Executive privilege is not constitutionally granted, but rather is considered an "implied power," Time explained, embedded within the principle of checks and balances and the separation of powers. The ability of the executive branch to invoke executive privilege to withhold information from the legislative branch is interpreted as a check on the legislative branch's power.

How has executive privilege been used by the Trump administration?

The Trump White House has a long record of using claims of executive privilege to evade congressional questioning. Most recently, on Oct. 14, the administration attempted to use executive privilege to limit the testimony of Fiona Hill, former Trump aide on European and Russian affairs, who was called to speak with House impeachment investigators about the president’s dealings with Ukraine. However, Hill’s lawyers responded with an argument that executive privilege doesn’t apply in this case — first and foremost because the Supreme Court has ruled that the statute is trumped by official inquiries into government misconduct.

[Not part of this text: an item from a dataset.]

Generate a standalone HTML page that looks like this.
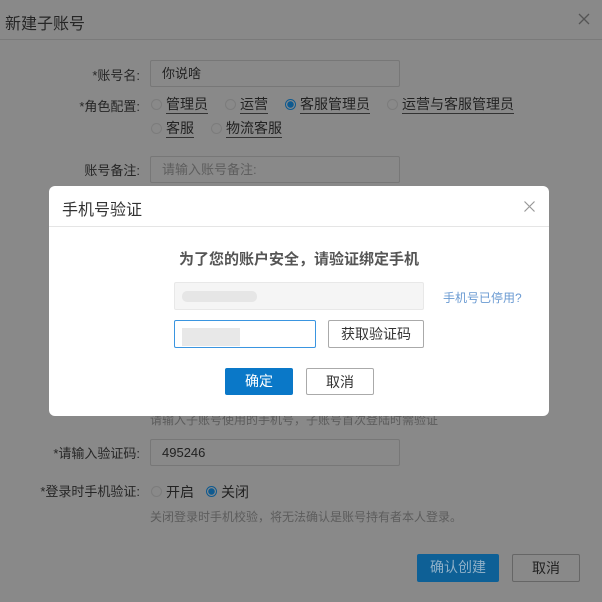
<!DOCTYPE html>
<html><head><meta charset="utf-8"><style>
*{margin:0;padding:0;box-sizing:border-box}
body{width:602px;height:602px;background:#898989;position:relative;overflow:hidden;font-family:"Liberation Sans","Noto Sans CJK SC",sans-serif;font-size:13px;color:#222}
.a{position:absolute;white-space:nowrap}
.lbl{text-align:right;width:140px;left:0;color:#262626}
.inp{position:absolute;border:1px solid #777;border-radius:2px;background:#898989;height:27px;padding-left:11px;line-height:25px}
.r{position:absolute;width:11px;height:11px;border:1px solid #7c7c7c;border-radius:50%}
.r.on{border-color:#0e5a90;background:radial-gradient(circle,#0e5a90 3px,#898989 3.5px)}
.u{border-bottom:1px solid #333;line-height:18px;font-size:14px}
.hint{color:#5c5c5c;font-size:12px}
.btn{position:absolute;text-align:center;border-radius:2px;line-height:26px;font-size:14px}
</style></head><body>
<div class="a" style="left:5px;top:10px;font-size:16px;color:#262626">新建子账号</div>
<svg class="a" style="left:578px;top:13px" width="12" height="12"><path d="M1 1L11 11M11 1L1 11" stroke="#555" stroke-width="1.3"/></svg>
<div class="a" style="left:0;top:39px;width:602px;height:1px;background:#7a7a7a"></div>

<div class="a lbl" style="top:65px">*账号名:</div>
<div class="inp" style="left:150px;top:60px;width:250px">你说啥</div>
<div class="a lbl" style="top:96px;">*角色配置:</div>
<div class="r" style="left:151px;top:99px"></div><div class="a u" style="left:166px;top:95px">管理员</div>
<div class="r" style="left:225px;top:99px"></div><div class="a u" style="left:240px;top:95px">运营</div>
<div class="r on" style="left:285px;top:99px"></div><div class="a u" style="left:300px;top:95px">客服管理员</div>
<div class="r" style="left:387px;top:99px"></div><div class="a u" style="left:402px;top:95px">运营与客服管理员</div>
<div class="r" style="left:151px;top:123px"></div><div class="a u" style="left:166px;top:119px">客服</div>
<div class="r" style="left:211px;top:123px"></div><div class="a u" style="left:226px;top:119px">物流客服</div>
<div class="a lbl" style="top:160px">账号备注:</div>
<div class="inp" style="left:150px;top:156px;width:250px;color:#5e5e5e">请输入账号备注:</div>

<div class="a hint" style="left:150px;top:411px">请输入子账号使用的手机号，子账号首次登陆时需验证</div>
<div class="a lbl" style="top:443px">*请输入验证码:</div>
<div class="inp" style="left:150px;top:439px;width:250px">495246</div>
<div class="a lbl" style="top:481px">*登录时手机验证:</div>
<div class="r" style="left:151px;top:486px"></div><div class="a" style="left:166px;top:482px;font-size:14px">开启</div>
<div class="r on" style="left:206px;top:486px"></div><div class="a" style="left:221px;top:482px;font-size:14px">关闭</div>
<div class="a hint" style="left:150px;top:508px">关闭登录时手机校验，将无法确认是账号持有者本人登录。</div>
<div class="btn" style="left:417px;top:554px;width:82px;height:28px;background:#0e6096;color:#8fb0c8">确认创建</div>
<div class="btn" style="left:512px;top:554px;width:68px;height:28px;border:1px solid #666;color:#222">取消</div>

<div class="a" style="left:49px;top:186px;width:500px;height:230px;background:#fff;border-radius:6px">
<div class="a" style="left:13px;top:10px;font-size:16px;color:#333">手机号验证</div>
<svg class="a" style="left:475px;top:15px" width="11" height="11"><path d="M0.5 0.5L10.5 10.5M10.5 0.5L0.5 10.5" stroke="#999" stroke-width="1.2"/></svg>
<div class="a" style="left:0;top:40px;width:500px;height:1px;background:#e5e5e5"></div>
<div class="a" style="left:130px;top:62px;font-size:15px;font-weight:bold;color:#555">为了您的账户安全，请验证绑定手机</div>
<div class="a" style="left:125px;top:96px;width:250px;height:28px;background:#f5f5f5;border:1px solid #e8e8e8;border-radius:2px"></div>
<div class="a" style="left:133px;top:105px;width:75px;height:11px;background:#e6e6e6;border-radius:5px"></div>
<div class="a" style="left:394px;top:103px;font-size:12px;color:#6a9ad2">手机号已停用?</div>
<div class="a" style="left:125px;top:134px;width:142px;height:28px;border:1px solid #3a95e0;border-radius:2px"></div>
<div class="a" style="left:133px;top:142px;width:58px;height:18px;background:#e8e8e8"></div>
<div class="a" style="left:279px;top:134px;width:96px;height:28px;border:1px solid #aaa;border-radius:2px;text-align:center;line-height:26px;font-size:14px;color:#333">获取验证码</div>
<div class="btn" style="left:176px;top:182px;width:68px;height:27px;background:#0a78c8;color:#fff">确定</div>
<div class="btn" style="left:257px;top:182px;width:68px;height:27px;border:1px solid #aaa;color:#333">取消</div>
</div>
</body></html>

Prior to the impeachment inquiry, the Trump administration claimed executive privilege in response to Congress and Special Counsel Robert Mueller’s investigation into Russian interference in the 2016 election. In January 2018, Trump’s former chief strategist Stephen Bannon refused to answer the House Intelligence Committee’s questions about the presidential transition, claiming he was protected by executive privilege. Months earlier, former Attorney General Jeff Sessions also claimed executive privilege gave him an excuse to withhold answers from Congress in the same investigation.

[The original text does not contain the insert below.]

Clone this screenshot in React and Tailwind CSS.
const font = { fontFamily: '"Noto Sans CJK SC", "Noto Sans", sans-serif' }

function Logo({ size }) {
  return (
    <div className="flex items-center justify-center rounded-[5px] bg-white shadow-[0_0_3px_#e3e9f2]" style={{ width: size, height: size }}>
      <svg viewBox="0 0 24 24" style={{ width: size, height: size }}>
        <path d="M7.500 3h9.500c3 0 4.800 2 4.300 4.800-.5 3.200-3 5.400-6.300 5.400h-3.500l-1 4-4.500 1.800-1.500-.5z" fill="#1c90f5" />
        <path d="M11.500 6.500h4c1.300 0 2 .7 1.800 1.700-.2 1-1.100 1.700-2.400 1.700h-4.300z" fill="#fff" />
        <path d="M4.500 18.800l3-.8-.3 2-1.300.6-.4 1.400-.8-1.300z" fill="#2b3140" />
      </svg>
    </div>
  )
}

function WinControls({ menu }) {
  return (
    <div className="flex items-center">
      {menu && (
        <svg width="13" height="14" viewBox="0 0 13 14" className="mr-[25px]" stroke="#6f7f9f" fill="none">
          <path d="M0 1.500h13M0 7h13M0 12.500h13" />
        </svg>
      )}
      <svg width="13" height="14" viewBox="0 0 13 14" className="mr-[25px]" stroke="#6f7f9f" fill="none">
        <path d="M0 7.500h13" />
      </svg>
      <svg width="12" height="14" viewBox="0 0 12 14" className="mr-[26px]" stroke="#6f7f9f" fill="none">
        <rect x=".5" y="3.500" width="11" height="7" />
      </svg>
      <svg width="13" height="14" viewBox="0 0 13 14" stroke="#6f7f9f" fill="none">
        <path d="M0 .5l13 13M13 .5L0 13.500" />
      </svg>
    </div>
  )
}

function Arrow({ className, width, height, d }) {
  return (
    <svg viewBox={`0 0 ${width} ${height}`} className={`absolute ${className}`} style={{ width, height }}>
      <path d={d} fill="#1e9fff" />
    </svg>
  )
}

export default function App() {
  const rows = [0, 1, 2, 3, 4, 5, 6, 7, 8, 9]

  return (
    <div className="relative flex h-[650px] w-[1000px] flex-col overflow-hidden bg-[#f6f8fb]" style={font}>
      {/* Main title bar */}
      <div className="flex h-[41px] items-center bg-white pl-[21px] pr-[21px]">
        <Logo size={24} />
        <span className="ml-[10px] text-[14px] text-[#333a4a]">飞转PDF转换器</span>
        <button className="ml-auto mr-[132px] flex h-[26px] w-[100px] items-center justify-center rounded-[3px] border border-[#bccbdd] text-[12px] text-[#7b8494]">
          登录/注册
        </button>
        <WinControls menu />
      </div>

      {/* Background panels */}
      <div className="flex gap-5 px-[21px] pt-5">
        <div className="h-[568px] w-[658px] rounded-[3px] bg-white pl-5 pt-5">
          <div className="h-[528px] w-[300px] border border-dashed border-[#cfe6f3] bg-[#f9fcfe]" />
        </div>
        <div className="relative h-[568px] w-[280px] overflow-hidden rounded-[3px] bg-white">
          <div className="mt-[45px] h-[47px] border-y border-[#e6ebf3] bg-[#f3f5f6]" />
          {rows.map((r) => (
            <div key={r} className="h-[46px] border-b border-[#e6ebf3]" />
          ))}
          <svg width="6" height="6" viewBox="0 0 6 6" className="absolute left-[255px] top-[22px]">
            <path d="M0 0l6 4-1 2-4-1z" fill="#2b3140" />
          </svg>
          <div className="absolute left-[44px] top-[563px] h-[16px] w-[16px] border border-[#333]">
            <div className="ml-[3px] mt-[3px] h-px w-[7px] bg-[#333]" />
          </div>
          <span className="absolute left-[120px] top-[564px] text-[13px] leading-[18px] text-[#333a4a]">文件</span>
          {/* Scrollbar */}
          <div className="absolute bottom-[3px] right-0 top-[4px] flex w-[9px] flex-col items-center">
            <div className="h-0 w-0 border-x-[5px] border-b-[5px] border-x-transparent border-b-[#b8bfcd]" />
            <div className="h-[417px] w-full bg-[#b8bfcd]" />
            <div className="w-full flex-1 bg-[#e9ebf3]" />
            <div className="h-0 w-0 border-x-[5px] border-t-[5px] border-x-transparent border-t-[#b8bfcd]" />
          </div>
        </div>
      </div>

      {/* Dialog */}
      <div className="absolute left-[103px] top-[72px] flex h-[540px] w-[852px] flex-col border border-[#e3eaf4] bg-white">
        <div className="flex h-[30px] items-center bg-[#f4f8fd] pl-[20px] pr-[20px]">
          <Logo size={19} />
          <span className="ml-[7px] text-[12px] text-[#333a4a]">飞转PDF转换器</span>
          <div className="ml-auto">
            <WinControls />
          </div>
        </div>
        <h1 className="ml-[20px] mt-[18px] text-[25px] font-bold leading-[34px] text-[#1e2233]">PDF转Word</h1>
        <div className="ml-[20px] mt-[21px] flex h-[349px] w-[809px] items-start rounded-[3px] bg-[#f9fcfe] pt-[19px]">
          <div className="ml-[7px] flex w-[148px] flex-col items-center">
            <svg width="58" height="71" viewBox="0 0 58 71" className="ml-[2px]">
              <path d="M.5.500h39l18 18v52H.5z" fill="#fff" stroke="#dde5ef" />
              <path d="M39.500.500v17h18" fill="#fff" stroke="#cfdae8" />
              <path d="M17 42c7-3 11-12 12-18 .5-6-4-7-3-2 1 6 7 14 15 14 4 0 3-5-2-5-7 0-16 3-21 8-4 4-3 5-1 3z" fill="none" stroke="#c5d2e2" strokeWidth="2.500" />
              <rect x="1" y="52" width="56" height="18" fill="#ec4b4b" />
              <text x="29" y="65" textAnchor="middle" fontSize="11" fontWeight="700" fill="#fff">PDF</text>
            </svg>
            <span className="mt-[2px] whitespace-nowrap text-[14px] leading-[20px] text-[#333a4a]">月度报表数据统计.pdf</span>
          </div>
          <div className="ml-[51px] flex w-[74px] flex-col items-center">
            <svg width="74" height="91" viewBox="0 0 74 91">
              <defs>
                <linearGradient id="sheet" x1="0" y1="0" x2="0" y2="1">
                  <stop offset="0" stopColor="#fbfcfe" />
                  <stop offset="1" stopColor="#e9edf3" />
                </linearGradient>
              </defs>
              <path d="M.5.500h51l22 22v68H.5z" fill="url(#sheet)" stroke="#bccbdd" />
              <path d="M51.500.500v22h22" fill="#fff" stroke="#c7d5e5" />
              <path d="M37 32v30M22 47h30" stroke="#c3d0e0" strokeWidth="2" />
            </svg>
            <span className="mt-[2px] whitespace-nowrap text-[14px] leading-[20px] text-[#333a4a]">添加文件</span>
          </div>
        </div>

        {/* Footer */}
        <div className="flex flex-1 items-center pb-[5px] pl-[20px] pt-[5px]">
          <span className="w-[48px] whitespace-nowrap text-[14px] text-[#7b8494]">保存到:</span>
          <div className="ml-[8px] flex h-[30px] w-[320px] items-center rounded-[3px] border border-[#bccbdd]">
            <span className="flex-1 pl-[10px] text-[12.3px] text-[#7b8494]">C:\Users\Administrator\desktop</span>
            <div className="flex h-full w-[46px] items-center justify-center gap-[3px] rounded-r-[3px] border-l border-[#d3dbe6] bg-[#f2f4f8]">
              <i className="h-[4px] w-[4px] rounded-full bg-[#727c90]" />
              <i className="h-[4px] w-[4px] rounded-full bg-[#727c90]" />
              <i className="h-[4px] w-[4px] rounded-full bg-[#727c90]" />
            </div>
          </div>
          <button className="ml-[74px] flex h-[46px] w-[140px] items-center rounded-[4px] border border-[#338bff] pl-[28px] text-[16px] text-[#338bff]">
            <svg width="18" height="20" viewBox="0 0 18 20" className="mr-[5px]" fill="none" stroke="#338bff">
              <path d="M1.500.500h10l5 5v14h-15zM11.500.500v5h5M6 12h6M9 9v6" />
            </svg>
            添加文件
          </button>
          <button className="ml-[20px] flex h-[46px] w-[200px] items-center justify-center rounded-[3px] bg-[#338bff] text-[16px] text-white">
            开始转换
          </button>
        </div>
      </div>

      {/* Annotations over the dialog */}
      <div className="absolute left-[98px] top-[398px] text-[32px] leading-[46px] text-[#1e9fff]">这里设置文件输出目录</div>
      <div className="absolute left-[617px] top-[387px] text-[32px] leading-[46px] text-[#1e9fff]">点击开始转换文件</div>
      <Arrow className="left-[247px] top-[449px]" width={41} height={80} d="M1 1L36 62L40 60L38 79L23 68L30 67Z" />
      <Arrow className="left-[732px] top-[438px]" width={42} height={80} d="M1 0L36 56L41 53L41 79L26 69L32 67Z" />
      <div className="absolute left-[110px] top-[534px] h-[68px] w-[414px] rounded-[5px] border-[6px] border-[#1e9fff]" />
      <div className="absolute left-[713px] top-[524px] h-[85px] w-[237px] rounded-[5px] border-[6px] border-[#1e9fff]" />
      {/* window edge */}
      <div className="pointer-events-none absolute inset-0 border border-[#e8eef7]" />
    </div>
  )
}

So what's wrong with how they're invoking executive privilege?

It appears that members of the Trump administration are drastically overstating the scope of protections offered by executive privilege. On Oct. 11, the district court in Washington, D.C., made the first decision specifically pertaining to Trump’s claims of executive privilege, ruling that the administration could not use the provision to block one of his accounting firms from providing the financial records demanded by Congress’ subpoena.

Prior court decisions on executive privilege also demonstrate that the president has very little room to keep information from congressional or special counsel investigations. Moreover, the ability to claim executive privilege is generally limited to the president himself, rather than extending to Cabinet members. Some Trump staff have attempted to get around this rule by refusing to testify in case the president later wants to claim executive privilege on the information in question, while others have claimed it outright. In either case, this is not in keeping with court precedents on the policy.

What does history say about executive privilege?

The most famous case of a president invoking executive privilege was Richard Nixon in 1974 — and it did not work out for him. In United States v. Nixon, the Supreme Court unanimously ruled that, while the court’s “interest in preserving confidentiality is weighty indeed and entitled to great respect,” in the course of investigations, “when the ground for asserting privilege as to subpoenaed materials sought for use in a criminal trial is based only on the generalized interest in confidentiality, it cannot prevail over the fundamental demands of due process of law in the fair administration of criminal justice.”

In other words, when it comes to investigations into governmental misconduct, demands for evidence needed to properly conduct the investigation usually override invocations of executive privilege. If there is a compelling reason executive privilege is invoked for specific materials, such as protection of national security, the courts may be more likely to uphold its invocation. But in the Nixon case, the court made clear that this privilege is nullified when it comes to evidence that could prove governmental misconduct.

With the Nixon ruling, the court created legal precedent regarding the most commonly invoked type of executive privilege, which provides privacy for the president’s confidential communications. The justices posited that this protection is provided by the Constitution’s mandate of “separation of powers,” but as University of Missouri Law Professor Frank Bowman told Reuters, in the course of an impeachment inquiry, “virtually no part of a president’s duties or behavior is exempt from scrutiny.”

A second type of executive privilege, which the courts have found even more limited in strength, protects the executive branch from having to reveal its “deliberative process.” This means that a presidential administration can withhold documents that reveal how it makes decisions on issues of political significance. A 1997 D.C. district court ruling by Judge Patricia Wald found that the executive branch has the right to privacy on “final and post-decisional materials as well as pre-deliberative ones.” This part of the policy provides more cover for officials to claim executive privilege, as it could potentially cover staff communications on decisions made by the entire executive branch rather than just the president. Again, though, the Supreme Court ruled in the Nixon case that this privilege “disappears altogether when there is any reason to believe government misconduct occurred.”

What can lawmakers do to combat Trump's use of executive privilege?

Regardless of whether the Trump administration is claiming executive privilege by asserting a right to privacy in presidential communications or deliberative processes, it appears clear that officials are misusing the policy. If the administration continues to invoke the policy to evade the impeachment inquiry, a committee in the House or Senate can vote to hold the president in contempt of Congress, and then take the case to court in order to seek a judge’s ruling to force compliance.

And as long as the courts continue to uphold legal norms, court precedent is against the White House. The Supreme Court has already unequivocally stated that when it comes to government misconduct — which is clearly the subject of the impeachment inquiry — invocations of executive privilege are overruled by the “fundamental demands of due process of law in the fair administration of criminal justice.”